Florida gets the edge, but not a huge edge. Because everyone else in this quartet is a bona fide great team.
This is Springsteen, Bono, Jay-Z and Jagger coming together to swagger. This is De Niro, Denzel, Damon and Depp convening to read scripts. This is good stuff.
After two weeks of games that often have been a quart low on surprises and a few shots short of dramatic, we now head to a Final Four of fairly immense proportions.
And I'm not just talking about the all-Goliath showdown between 7-foot-2, 278-pound Roy Hibbert and 7-foot, 280-pound Greg Oden in the first semifinal. (A match made in NBA GM heaven.)
"Any team that's left at this stage of the game, we can't relax because if you relax, it's over. And the other team knows that if they relax, it's over. One of us is going home. Now is the time to really step it up, and there's no excuses at this point."
-- Florida's Al Horford
I'm also talking big winners. Every team arrives at the Final Four with 30 wins, a first in NCAA Tournament history. Every team won its conference regular-season championship. Three of the four won their conference tournament (UCLA is the lone exception).
We've got big hair (Joakim Noah), big biceps (Al Horford) and the potential for a big pay raise (if Florida's Billy Donovan listens to an expected pitch from Kentucky to become its next coach).
We've got big tradition. UCLA is hunting an unprecedented 12th national title. Every team in the four already owns at least one NCAA championship banner, which hasn't happened since 1995.
And we've got big leagues. The Big Ten, SEC, Pac-10 and Big East all are represented, diffusing conference bragging rights until we crown a champion. Meanwhile, it's ACCya later to John Swofford's blue-blood league, which misses the Final Four for the second year in a row. Last time that happened: 1979-80.
So there is plenty of XL to this Final Four. But we've also got the three R's: revenge, repeat and rookies.
UCLA-Florida is revenge vs. repeat.
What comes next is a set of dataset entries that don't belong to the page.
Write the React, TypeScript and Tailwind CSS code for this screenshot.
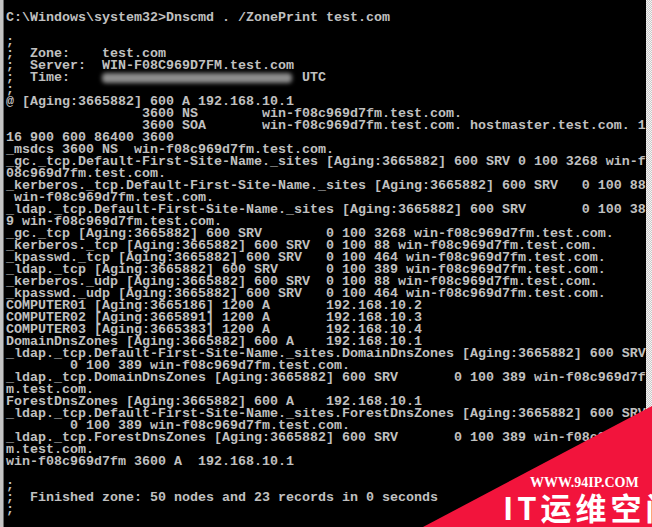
import React from "react";

const S = (n: number) => " ".repeat(n);

const lines: (string | null)[] = [
  "C:\\Windows\\system32>Dnscmd . /ZonePrint test.com",
  "",
  ";",
  ";  Zone:    test.com",
  ";  Server:  WIN-F08C969D7FM.test.com",
  null,
  ";",
  "@ [Aging:3665882] 600 A 192.168.10.1",
  S(17) + "3600 NS" + S(8) + "win-f08c969d7fm.test.com.",
  S(17) + "3600 SOA" + S(7) + "win-f08c969d7fm.test.com. hostmaster.test.com. 1",
  "16 900 600 86400 3600",
  "_msdcs 3600 NS  win-f08c969d7fm.test.com.",
  "_gc._tcp.Default-First-Site-Name._sites [Aging:3665882] 600 SRV 0 100 3268 win-f",
  "08c969d7fm.test.com.",
  "_kerberos._tcp.Default-First-Site-Name._sites [Aging:3665882] 600 SRV   0 100 88",
  " win-f08c969d7fm.test.com.",
  "_ldap._tcp.Default-First-Site-Name._sites [Aging:3665882] 600 SRV       0 100 38",
  "9 win-f08c969d7fm.test.com.",
  "_gc._tcp [Aging:3665882] 600 SRV" + S(8) + "0 100 3268 win-f08c969d7fm.test.com.",
  "_kerberos._tcp [Aging:3665882] 600 SRV" + S(2) + "0 100 88 win-f08c969d7fm.test.com.",
  "_kpasswd._tcp [Aging:3665882] 600 SRV" + S(3) + "0 100 464 win-f08c969d7fm.test.com.",
  "_ldap._tcp [Aging:3665882] 600 SRV" + S(6) + "0 100 389 win-f08c969d7fm.test.com.",
  "_kerberos._udp [Aging:3665882] 600 SRV" + S(2) + "0 100 88 win-f08c969d7fm.test.com.",
  "_kpasswd._udp [Aging:3665882] 600 SRV" + S(3) + "0 100 464 win-f08c969d7fm.test.com.",
  "COMPUTER01 [Aging:3665186] 1200 A" + S(7) + "192.168.10.2",
  "COMPUTER02 [Aging:3665891] 1200 A" + S(7) + "192.168.10.3",
  "COMPUTER03 [Aging:3665383] 1200 A" + S(7) + "192.168.10.4",
  "DomainDnsZones [Aging:3665882] 600 A" + S(4) + "192.168.10.1",
  "_ldap._tcp.Default-First-Site-Name._sites.DomainDnsZones [Aging:3665882] 600 SRV",
  S(8) + "0 100 389 win-f08c969d7fm.test.com.",
  "_ldap._tcp.DomainDnsZones [Aging:3665882] 600 SRV" + S(7) + "0 100 389 win-f08c969d7f",
  "m.test.com.",
  "ForestDnsZones [Aging:3665882] 600 A" + S(4) + "192.168.10.1",
  "_ldap._tcp.Default-First-Site-Name._sites.ForestDnsZones [Aging:3665882] 600 SRV",
  S(8) + "0 100 389 win-f08c969d7fm.test.com.",
  "_ldap._tcp.ForestDnsZones [Aging:3665882] 600 SRV" + S(7) + "0 100 389 win-f08c969d7f",
  "m.test.com.",
  "win-f08c969d7fm 3600 A  192.168.10.1",
  "",
  ";",
  ";  Finished zone: 50 nodes and 23 records in 0 seconds",
  ";",
];

export default function App() {
  return (
    <div className="relative flex h-[527px] w-[652px] overflow-hidden bg-black">
      <div className="flex h-full w-[4px] shrink-0">
        <div className="h-full w-[3px] bg-[#c4c4c4]" />
        <div className="h-full w-[1px] bg-[#6a6a6a]" />
      </div>
      <div
        className="flex-1 whitespace-pre pl-[2px] pt-[12px] text-[13.333px] font-bold leading-[12px] text-[#c0c0c0]"
        style={{ fontFamily: '"Liberation Mono", "DejaVu Sans Mono", monospace' }}
      >
        {lines.map((l, i) =>
          l === null ? (
            <div key={i} className="flex h-[12px] items-center">
              <span>{";  Time:    "}</span>
              <span className="inline-flex h-[12px] w-[192px] items-center">
                <span className="block h-[10px] w-[190px] rounded-sm bg-[#8e8e8e] blur-[2px]" />
              </span>
              <span>{" UTC"}</span>
            </div>
          ) : (
            <div key={i} className="h-[12px]">
              {l}
            </div>
          )
        )}
      </div>
      <div className="h-full w-[6px] shrink-0 bg-[repeating-conic-gradient(#c8c8c8_0%_25%,#f4f4f4_0%_50%)] bg-[length:2px_2px]" />

      <svg className="absolute left-0 top-0" width="652" height="527" viewBox="0 0 652 527">
        <polygon points="423,527 652,527 652,406" fill="#f2143c" />
      </svg>
      <div
        className="absolute left-[530px] top-[476px] text-[14px] font-bold leading-[14px] text-white"
        style={{ fontFamily: '"Liberation Serif", serif' }}
      >
        WWW.94IP.COM
      </div>
      <div
        className="absolute left-[503px] top-[491px] whitespace-nowrap text-[31px] font-bold leading-[31px] tracking-[4px] text-white"
        style={{ fontFamily: '"Noto Sans CJK SC", "Noto Sans", sans-serif' }}
      >
        IT运维空间
      </div>
    </div>
  );
}
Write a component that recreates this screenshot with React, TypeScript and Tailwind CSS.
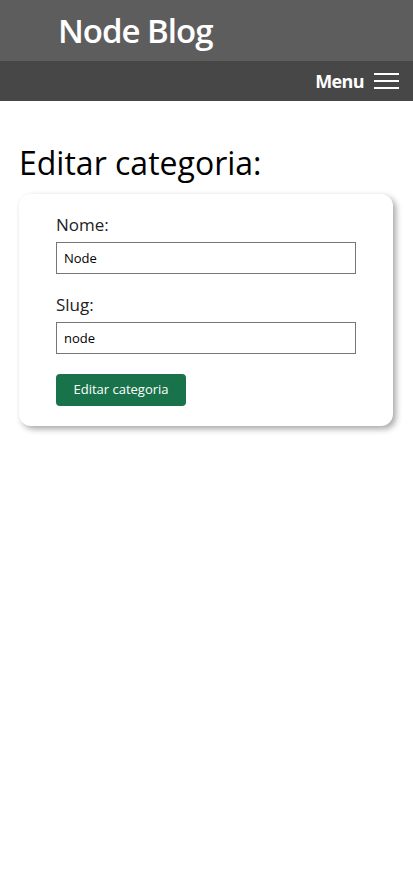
import { useState } from 'react';

const font = { fontFamily: '"Open Sans", "Noto Sans", sans-serif' };

function Hamburger() {
  return (
    <span className="flex w-[25px] flex-col gap-[5px]">
      <span className="h-[2px] w-full bg-white" />
      <span className="h-[2px] w-full bg-white" />
      <span className="h-[2px] w-full bg-white" />
    </span>
  );
}

function Field({ label, value, onChange }: { label: string; value: string; onChange: (v: string) => void }) {
  return (
    <label className="flex flex-col">
      <span className="text-[17px] leading-[24px] text-[#222]">{label}</span>
      <input
        className="mt-[5px] h-[32px] w-[300px] border border-[#767676] bg-white px-[7px] text-[13px] text-black outline-none"
        value={value}
        onChange={(e) => onChange(e.target.value)}
      />
    </label>
  );
}

export default function App() {
  const [nome, setNome] = useState('Node');
  const [slug, setSlug] = useState('node');

  return (
    <div className="min-h-[892px] bg-white" style={font}>
      <header className="flex h-[61px] items-center bg-[#5d5d5d] pl-[58px]">
        <span className="text-[33px] font-semibold leading-[61px] tracking-[-1px] text-white">Node Blog</span>
      </header>
      <nav className="flex h-[40px] items-center justify-end gap-[10px] bg-[#474747] pr-[14px]">
        <span className="text-[18px] font-bold tracking-[-0.6px] text-white">Menu</span>
        <Hamburger />
      </nav>

      <main className="px-[19px] pt-[42px]">
        <h1 className="mb-[11px] text-[32px] leading-[40px] font-medium text-black">Editar categoria:</h1>
        <form
          className="flex w-[374px] flex-col gap-[19px] rounded-[12px] bg-white px-[37px] pt-[19px] pb-[20px] shadow-[3px_3px_6px_rgba(0,0,0,0.35)]"
          onSubmit={(e) => e.preventDefault()}
        >
          <Field label="Nome:" value={nome} onChange={setNome} />
          <Field label="Slug:" value={slug} onChange={setSlug} />
          <div className="pt-px">
            <button type="submit" className="h-[32px] w-[130px] rounded-[4px] bg-[#19734a] text-[13px] text-white">
              Editar categoria
            </button>
          </div>
        </form>
      </main>
    </div>
  );
}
Florida's bid to become the first back-to-back titlist since Duke 1991-92 must go through the team it squashed in the final last year, UCLA. No way this game goes as easily and emphatically to the Gators as it did then.
"I think this year's UCLA team is probably tougher mentally because they've been through the grind a second time now," Oregon coach Ernie Kent said. "They've been through a much more grueling Pac-10 conference that has gotten them tougher mentally as well. Â… UCLA is a much better basketball team this year than they were last year."
And Florida is finding the path to a repeat much harder than the path to the first title. When asked whether the pressure might be off now, and the Gators might relax and just play, Florida center Al Horford laughed.
"I mean, we play UCLA," Horford said. "Any team that's left at this stage of the game, we can't relax because if you relax, it's over. And the other team knows that if they relax, it's over. One of us is going home. Now is the time to really step it up, and there's no excuses at this point."
Ohio State-Georgetown is rookie vs. rookie. Neither Buckeyes coach Thad Matta nor Hoyas coach John Thompson III has taken a team this far before.
Both earned their stripes by going through a Final Four veteran to get here. Matta's Ohio State team beat John Calipari's Memphis squad (in the process, Memphis center Joey Dorsey shrank from 6-foot-10 and mouthy to 4-foot-8 and meek). Thompson's Georgetown beat Roy Williams' North Carolina team when the Tar Heels staged a complete work stoppage down the stretch and in overtime.
Matta and JT3 will match wits and nervous tics. Matta will be working his ritual chewing gum, while Thompson can draw X's and O's on his clipboard only with blue pens. Let the luckiest superstitious man win, proceeding to his first national title game.
The two semifinals are competitive enough that the predictions finally get tough. But when the going gets tough, the predictors stay with what got them here.
When midnight strikes on April 3, it says here that Florida will have beaten Georgetown in the final, Billy Donovan will have moved up another spot in the coaching pantheon and the Oh-Fours (plus Lee Humphrey) will go down as one of the greatest starting fives in college basketball history.
Don't doubt me now, people. I'm hot. Along with 161,000 of my closest friends.